Can a typo ruin a business – or the world? The answer is less obvious (and much more scary) than you think.
The news drowned almost completely among stories from Ukraine, California, Australia and the far east. After all it wasn’t life threatening in itself. But it could have been. For at least 12 hours in late July, most of Apple’s Internet traffic was routed through Russia. Seemingly minor. 12 hours is nothing, is it? Indeed it is – this is seriously big. Even 15 minutes would be big. Because this shouldn’t be possible. The fact that it is, brings up all kinds of interesting scenarios – but let’s take a quick look at the facts first:
- Rerouting traffic in the Internet is technically easy, as it must be. The traffic is enormous, the dependency almost total and rapid rerouting means resiliency. It actually happens all the time to get around small or large outages, planned changes, maintenance etc.
- The ‘accident’ involving Apple’s traffic didn’t disrupt any service, but slowed down traffic and reduced capacity for a while.
- It is not obvious that the ‘accident’ – caused by Russian ISP Rostelecom – was malicious or intentional. It cannot be ruled out, but an accidental typo (!) is more likely: The rerouted address (owned by Apple) was 18.104.22.168/19 while an almost identical address, 22.214.171.124/19 – is owned by Rostelecom. The difference is – in technical terms – one single bit. A Rostelecom operator may simply have mistyped the address in a configuration file.
- Apple took appropriate action less than an hour after it happened, but there is only so much you can do in a hurry when something like this happens. Thus the 12 hours to restore ‘normal’ flow of traffic.
Fascinating or scary depending on your point of view. Fascinating as in ‘can a typo really cause that much harm?’ The answer is ‘yes, but’ and let me get back to the ‘but’ in a minute. Scary as in ‘can the Internet really be brought down that easily’? This time the answer is ‘no, but’. The Internet as a whole is extremely robust. Smaller or larger parts can be brought down – by typos, acts of terror, solar storms, acts of nature etc., but hardly the entire net. In the case at hand, if Rostelecom wanted to sabotage Apple, they could have sent all the traffic to ‘/dev/null’ which is tech-speak for ‘black hole’, effectively blocking users and customers from reaching the company. They may in fact not have been aware of the error until contacted by the regional Internet authority.
Can this happen to say, the French military, the German government, the White House, the Navy, Facebook or Amazon – to mention a few? Possibly. Actually it did happen to parts of Amazon’s network just a couple of years ago, when an ISP operator in Pakistan mistyped an address and sent lots of asian Amazon traffic astray.
In other words, this is not a new thing. It has happened (big time) at least 4 times in the last couple of years, which demonstrates how fragile parts of the Internet is.
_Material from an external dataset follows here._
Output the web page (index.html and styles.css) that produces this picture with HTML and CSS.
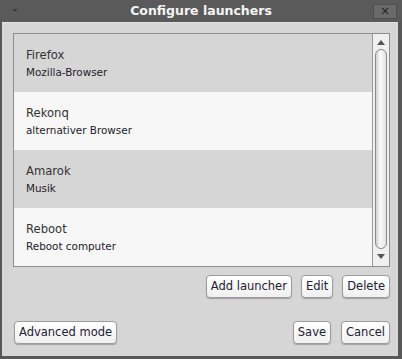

That said, and as alluded to earlier: The same mechanism that makes this type of failure or hijacking possible, is also the reason the Internet is so resilient.
Which brings us to the good news: It is possible for companies like Apple, Amazon etc, government bodies and big ISPs – owners of Internet address blocks – to protect themselves from such accidents. The protection mechanism has been in operation for many years, and it’s actually shame on Apple that this particular incident happened. Known in the tech community as ‘Route Origin Authorization’ or ‘ROA’, the mechanism has existed since 2012 and been in widespread use for more than 5 years.
In other words, the Apple/Rostelecom incident is more of a reminder to all Internet operators to keep their house in order than a reason for grave security concern: It’s a threat easily dealt with.
The next and just as important question is ‘what’s the actual risk’ when such incidents happens? Here’s more good news: Apart from the denial-of-service threat I already mentioned, there is little to worry about. Almost all traffic on the Internet these days is encrypted. Light encryption (SSL) for regular email and browser/web-traffic, ‘heavy’ encryption for most other types. Very different from 10 years ago and very encouraging for users and security professionals alike.
Which brings us to the final point, about operators, operations and responsibility. Ultimately, this and many other incidents were small operator errors with big consequences. Why do they happen, who’s to blame and what is being done about it? As always, when the ‘blame’-card is played, tensions rise and discussions get heated. Even with rigorous quality controls in place, configuration errors will occur and early detection is important to catch them fast. Continuous network monitoring is the name of the game, but there is a ‘turf problem’. While network configuration and maintenance is the responsibility of the NOC, Network Operations Center, the SOC – Security Operations Center – has the best tools to detect errors. Not a problem, right? They work closely together anyway. Except in many cases they don’t. It’s time to change that. Actually it’s critical.
Expert John Pescatore of the SANS Institute put it this way:
When you look at which groups have responsibility for availability and integrity of critical services, IT ops and Network ops really carry the bulk of the responsibility and authority, not security. But many of the tools and services that security uses will detect misconfigurations before IT/Network ops does. Integrated SOC/NOCs bring many benefits, next best thing is common or at least integrated tools being used across the groups.
Touché. The day Apple was Russian was a short day with small consequences – and a big warning.